Mudbrick caravanserai one step closer to become national heritage 

March 6, 2021 - 22:35

TEHRAN – The ruined Khosroshah Caravanserai, a Safavid-era (1501–1736) roadside inn located near Tabriz, northwestern Iran, will soon be assessed to possibly be added to the national cultural heritage list in order to receive more care and protection. 

The caravanserai is believed to be one of the 999 caravanserais, which were built across the country by the order of the renowned Safavid monarch; Shah Abbas the Great (r. 1588 – 1629). 

The historical structure has been documented and a dossier for which has been prepared to be submitted to the tourism ministry with the aim of better preservation and maintenance, Tabriz’s tourism chief, Ramin Asbaqim, announced on Saturday.

Some other cultural elements of the region are also planned to be added to the National Intangible Cultural Heritage list in near future, the official added. 

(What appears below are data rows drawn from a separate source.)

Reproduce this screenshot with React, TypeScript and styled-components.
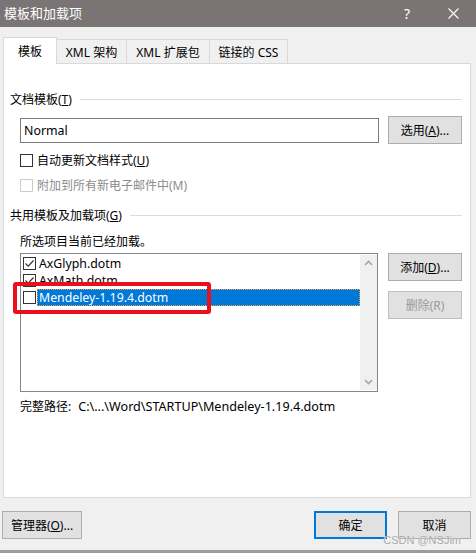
import React from "react";
import styled, { createGlobalStyle } from "styled-components";

const GlobalStyle = createGlobalStyle`
  body {
    margin: 0;
    font-family: "Noto Sans", "Noto Sans CJK SC", sans-serif;
  }
  * {
    box-sizing: border-box;
  }
`;

const FONT = `"Noto Sans", "Noto Sans CJK SC", sans-serif`;

const Window = styled.div`
  position: relative;
  width: 476px;
  height: 553px;
  background: #f0f0f0;
  border-bottom: 3px solid #9d9d9d;
  display: flex;
  flex-direction: column;
  font-family: ${FONT};
  font-size: 12px;
  color: #000;
`;

const TitleBar = styled.div`
  height: 27px;
  flex: none;
  background: #7a7474;
  display: flex;
  align-items: center;
  padding-left: 4px;
  color: #fff;
`;

const TitleText = styled.span`
  flex: 1;
  font-size: 13px;
  line-height: 27px;
`;

const TitleButton = styled.span`
  width: 46px;
  height: 27px;
  display: flex;
  align-items: center;
  justify-content: center;
  font-size: 14px;
  color: #fff;
`;

const TabRow = styled.div`
  flex: none;
  height: 27px;
  margin-top: 10px;
  padding-left: 3px;
  display: flex;
  align-items: flex-end;
`;

const Tab = styled.div<{ $active?: boolean; $w: number }>`
  width: ${(p) => p.$w}px;
  height: ${(p) => (p.$active ? 27 : 25)}px;
  display: flex;
  align-items: center;
  justify-content: center;
  padding-bottom: ${(p) => (p.$active ? 1 : 0)}px;
  background: ${(p) => (p.$active ? "#fff" : "#f0f0f0")};
  border: 1px solid #d9d9d9;
  border-bottom: none;
  border-left: ${(p) => (p.$active ? "1px solid #d9d9d9" : "none")};
  position: ${(p) => (p.$active ? "relative" : "static")};
  z-index: ${(p) => (p.$active ? 1 : "auto")};
  margin-top: ${(p) => (p.$active ? 0 : 2)}px;
  white-space: nowrap;
`;

const Panel = styled.div`
  flex: none;
  height: 435px;
  margin: -1px 5px 0 3px;
  background: #fff;
  border: 1px solid #d9d9d9;
  padding: 27px 8px 0 6px;
  display: flex;
  flex-direction: column;
`;

const GroupHeader = styled.div<{ $top: number }>`
  height: 16px;
  margin-top: ${(p) => p.$top}px;
  display: flex;
  align-items: center;
  gap: 8px;
  white-space: nowrap;
`;

const Rule = styled.div`
  flex: 1;
  height: 1px;
  background: #dcdcdc;
`;

const Indent = styled.div<{ $top: number }>`
  margin-left: 10px;
  margin-top: ${(p) => p.$top}px;
`;

const InputRow = styled(Indent)`
  display: flex;
  align-items: center;
  gap: 9px;
  height: 28px;
`;

const TextBox = styled.div`
  width: 360px;
  height: 25px;
  border: 1px solid #7a7a7a;
  background: #fff;
  padding-left: 3px;
  display: flex;
  align-items: center;
  font-size: 12.4px;
`;

const Button = styled.div<{ $w: number; $disabled?: boolean; $default?: boolean }>`
  width: ${(p) => p.$w}px;
  height: 28px;
  flex: none;
  display: flex;
  align-items: center;
  justify-content: center;
  background: #e1e1e1;
  border: ${(p) =>
    p.$default ? "2px solid #0078d7" : p.$disabled ? "1px solid #bfbfbf" : "1px solid #adadad"};
  color: ${(p) => (p.$disabled ? "#9a9a9a" : "#000")};
  white-space: nowrap;
`;

const CheckRow = styled(Indent)<{ $disabled?: boolean }>`
  height: 16px;
  display: flex;
  align-items: center;
  gap: 4px;
  color: ${(p) => (p.$disabled ? "#8c8c8c" : "#000")};
`;

const Box = styled.span<{ $disabled?: boolean }>`
  width: 13px;
  height: 13px;
  flex: none;
  border: 1px solid ${(p) => (p.$disabled ? "#cccccc" : "#333333")};
  background: #fff;
  display: flex;
  align-items: center;
  justify-content: center;
`;

const Note = styled(Indent)`
  height: 16px;
  line-height: 16px;
`;

const ListArea = styled(Indent)`
  display: flex;
  align-items: flex-start;
`;

const ListBox = styled.div`
  position: relative;
  width: 359px;
  height: 139px;
  border: 1px solid #828790;
  background: #fff;
  display: flex;
`;

const Rows = styled.div`
  flex: 1;
  padding-top: 1px;
  display: flex;
  flex-direction: column;
`;

const Row = styled.div`
  height: 17px;
  display: flex;
  align-items: center;
  padding-left: 2px;
`;

const ItemLabel = styled.span<{ $selected?: boolean }>`
  flex: 1;
  height: 17px;
  margin-left: 1px;
  padding-left: 2px;
  display: flex;
  align-items: center;
  font-size: 12.3px;
  color: ${(p) => (p.$selected ? "#fff" : "#000")};
  background: ${(p) => (p.$selected ? "#0078d7" : "transparent")};
  outline: ${(p) => (p.$selected ? "1px dotted #f0a040" : "none")};
  outline-offset: -1px;
`;

const ScrollBar = styled.div`
  width: 17px;
  height: 135px;
  margin: 1px 0 1px 0;
  background: #f0f0f0;
  display: flex;
  flex-direction: column;
  justify-content: space-between;
  align-items: center;
  padding: 5px 0;
`;

const Highlight = styled.div`
  position: absolute;
  left: -8px;
  top: 28px;
  width: 198px;
  height: 32px;
  border: 4px solid #ea0f1c;
  border-radius: 3px;
`;

const SideButtons = styled.div`
  margin-left: 10px;
  display: flex;
  flex-direction: column;
  gap: 10px;
`;

const PathLine = styled(Indent)`
  height: 16px;
  display: flex;
  align-items: center;
  gap: 7px;
  white-space: nowrap;
`;

const PathText = styled.span`
  font-size: 12.6px;
`;

const BottomBar = styled.div`
  flex: none;
  height: 28px;
  margin-top: 13px;
  padding: 0 5px 0 2px;
  display: flex;
  gap: 11px;
`;

const Spacer = styled.div`
  flex: 1;
`;

const Watermark = styled.span`
  position: absolute;
  right: 15px;
  bottom: 4px;
  font-family: "Liberation Sans", sans-serif;
  font-size: 11px;
  color: #a6a6a6;
  text-shadow: 0 0 1px #fff;
`;

const Check = ({ checked, disabled }: { checked?: boolean; disabled?: boolean }) => (
  <Box $disabled={disabled}>
    {checked && (
      <svg width="11" height="11" viewBox="0 0 11 11">
        <path d="M1.5 5.5 L4.2 8.2 L9.5 2.5" fill="none" stroke="#333" strokeWidth="1.2" />
      </svg>
    )}
  </Box>
);

const Chevron = ({ up }: { up?: boolean }) => (
  <svg width="9" height="6" viewBox="0 0 9 6">
    <path
      d={up ? "M1 5 L4.5 1.5 L8 5" : "M1 1 L4.5 4.5 L8 1"}
      fill="none"
      stroke="#a6a6a6"
      strokeWidth="1.6"
    />
  </svg>
);

const items = [
  { name: "AxGlyph.dotm", checked: true },
  { name: "AxMath.dotm", checked: true },
  { name: "Mendeley-1.19.4.dotm", checked: false, selected: true },
];

const App = () => (
  <>
    <GlobalStyle />
    <Window>
      <TitleBar>
        <TitleText>模板和加载项</TitleText>
        <TitleButton>?</TitleButton>
        <TitleButton>
          <svg width="11" height="11" viewBox="0 0 11 11">
            <path d="M0.5 0.5 L10.5 10.5 M10.5 0.5 L0.5 10.5" stroke="#fff" strokeWidth="1.1" />
          </svg>
        </TitleButton>
      </TitleBar>

      <TabRow>
        <Tab $active $w={54}>模板</Tab>
        <Tab $w={70}>XML 架构</Tab>
        <Tab $w={83}>XML 扩展包</Tab>
        <Tab $w={78}>链接的 CSS</Tab>
      </TabRow>

      <Panel>
        <GroupHeader $top={0}>
          <span>
            文档模板(<u>T</u>)
          </span>
          <Rule />
        </GroupHeader>

        <InputRow $top={9}>
          <TextBox>Normal</TextBox>
          <Button $w={74}>
            选用(<u>A</u>)...
          </Button>
        </InputRow>

        <CheckRow $top={8}>
          <Check />
          <span>
            自动更新文档样式(<u>U</u>)
          </span>
        </CheckRow>
        <CheckRow $top={9} $disabled>
          <Check disabled />
          <span>附加到所有新电子邮件中(M)</span>
        </CheckRow>

        <GroupHeader $top={14}>
          <span>
            共用模板及加载项(<u>G</u>)
          </span>
          <Rule />
        </GroupHeader>

        <Note $top={11}>所选项目当前已经加载。</Note>

        <ListArea $top={3}>
          <ListBox>
            <Rows>
              {items.map((it) => (
                <Row key={it.name}>
                  <Check checked={it.checked} />
                  <ItemLabel $selected={it.selected}>{it.name}</ItemLabel>
                </Row>
              ))}
            </Rows>
            <ScrollBar>
              <Chevron up />
              <Chevron />
            </ScrollBar>
            <Highlight />
          </ListBox>
          <SideButtons>
            <Button $w={74}>
              添加(<u>D</u>)...
            </Button>
            <Button $w={74} $disabled>
              删除(R)
            </Button>
          </SideButtons>
        </ListArea>

        <PathLine $top={6}>
          <span>完整路径:</span>
          <PathText>C:\...\Word\STARTUP\Mendeley-1.19.4.dotm</PathText>
        </PathLine>
      </Panel>

      <BottomBar>
        <Button $w={80}>
          管理器(<u>O</u>)...
        </Button>
        <Spacer />
        <Button $w={73} $default>
          确定
        </Button>
        <Button $w={73}>取消</Button>
      </BottomBar>

      <Watermark>CSDN @NSJim</Watermark>
    </Window>
  </>
);

export default App;
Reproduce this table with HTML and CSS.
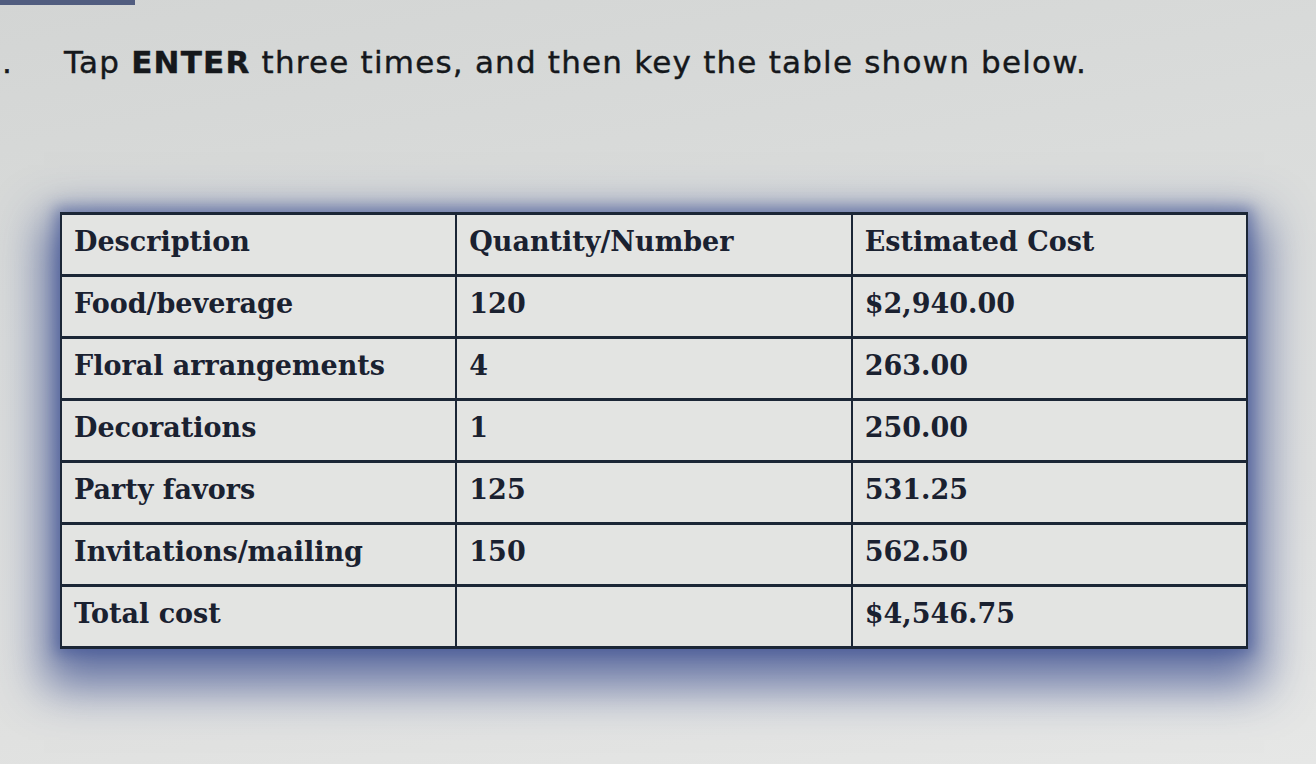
FILE: index.html
```html
<!DOCTYPE html>
<html>
<head>
<meta charset="utf-8">
<link rel="stylesheet" href="styles.css">
</head>
<body>
<div class="page">
  <div class="topbar"></div>
  <p class="instr"><span class="dot">.</span>Tap <b>ENTER</b> three times, and then key the table shown below.</p>
  <div class="table-wrap">
    <table class="tbl">
      <tr><td>Description</td><td>Quantity/Number</td><td>Estimated Cost</td></tr>
      <tr><td>Food/beverage</td><td>120</td><td>$2,940.00</td></tr>
      <tr><td>Floral arrangements</td><td>4</td><td>263.00</td></tr>
      <tr><td>Decorations</td><td>1</td><td>250.00</td></tr>
      <tr><td>Party favors</td><td>125</td><td>531.25</td></tr>
      <tr><td>Invitations/mailing</td><td>150</td><td>562.50</td></tr>
      <tr><td>Total cost</td><td></td><td>$4,546.75</td></tr>
    </table>
  </div>
</div>
</body>
</html>
```
FILE: styles.css
```css
html, body {
  margin: 0;
  padding: 0;
}
body {
  width: 1316px;
  height: 764px;
  overflow: hidden;
  background: linear-gradient(170deg, #d3d5d4 0%, #dadcdb 35%, #dfe0df 70%, #e6e7e6 100%);
}
.page {
  position: relative;
  height: 764px;
}
.topbar {
  height: 5px;
  width: 135px;
  background: #263463;
  opacity: 0.75;
}
.instr {
  margin: 37px 0 0 0;
  padding-left: 2px;
  font-family: "DejaVu Sans", Verdana, sans-serif;
  font-size: 31px;
  letter-spacing: 1.2px;
  color: #15181c;
  line-height: 40px;
  -webkit-text-stroke: 0.4px #15181c;
}
.instr b {
  font-weight: bold;
}
.dot {
  display: inline-block;
  width: 62px;
}
.table-wrap {
  margin: 130px 0 0 60px;
  width: 1188px;
}
.tbl {
  width: 1188px;
  border-collapse: collapse;
  table-layout: fixed;
  background: #e3e4e2;
  box-shadow: 0 22px 44px 16px rgba(48, 68, 138, 0.7), 0 0 14px 5px rgba(58, 78, 150, 0.5);
  font-family: "DejaVu Serif", "Liberation Serif", serif;
  font-weight: bold;
  font-size: 27px;
  color: #1a2130;
}
.tbl td {
  border: 2px solid #1b2636;
  border-top-width: 3px;
  border-bottom-width: 3px;
  height: 53px;
  padding: 0 12px 6px 12px;
  vertical-align: middle;
}
```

Soaked in history and culture for millennia, Tabriz, which is the capital of East Azarbaijan, embraces several historical and religious sites, including the Jameh Mosque of Tabriz and Arg of Tabriz, and UNESCO-registered Tabriz Historic Bazaar Complex to name a few. The city became the capital of the Mongol Il-Khan Mahmud Gazan (1295–1304) and his successor. Timur (Tamerlane), a Turkic conqueror, took it in 1392. Some decades later the Kara Koyunlu Turkmen made it their capital, it was when the famous Blue Mosque was built in Tabriz.

The city retained its administrative status under the Safavid dynasty until 1548, when Shah Tahmasp I relocated his capital westward to Qazvin. During the next two centuries, Tabriz changed hands several times between Persia and Ottoman Empire. During World War I, the city was temporarily occupied by Turkish and then Soviet troops.

Caravansery (or caravansary) is a compound word combining “caravan” with “sara”. The first stand for a group of travelers and sara means the building. They often had massive portals supported by elevated load-bearing walls. Guest rooms were constructed around the courtyard and stables behind them with doors in the corners of the yard.

Iran’s earliest caravanserais were built during the Achaemenid era (550 -330 BC). Centuries later, when Shah Abbas I assumed power from 1588 – to 1629, he ordered the construction of network caravanserais across the country. For many travelers to Iran, staying in or even visiting a centuries-old caravanserai, can be a wide experience; they have an opportunity to feel the past, a time travel back into a forgotten age!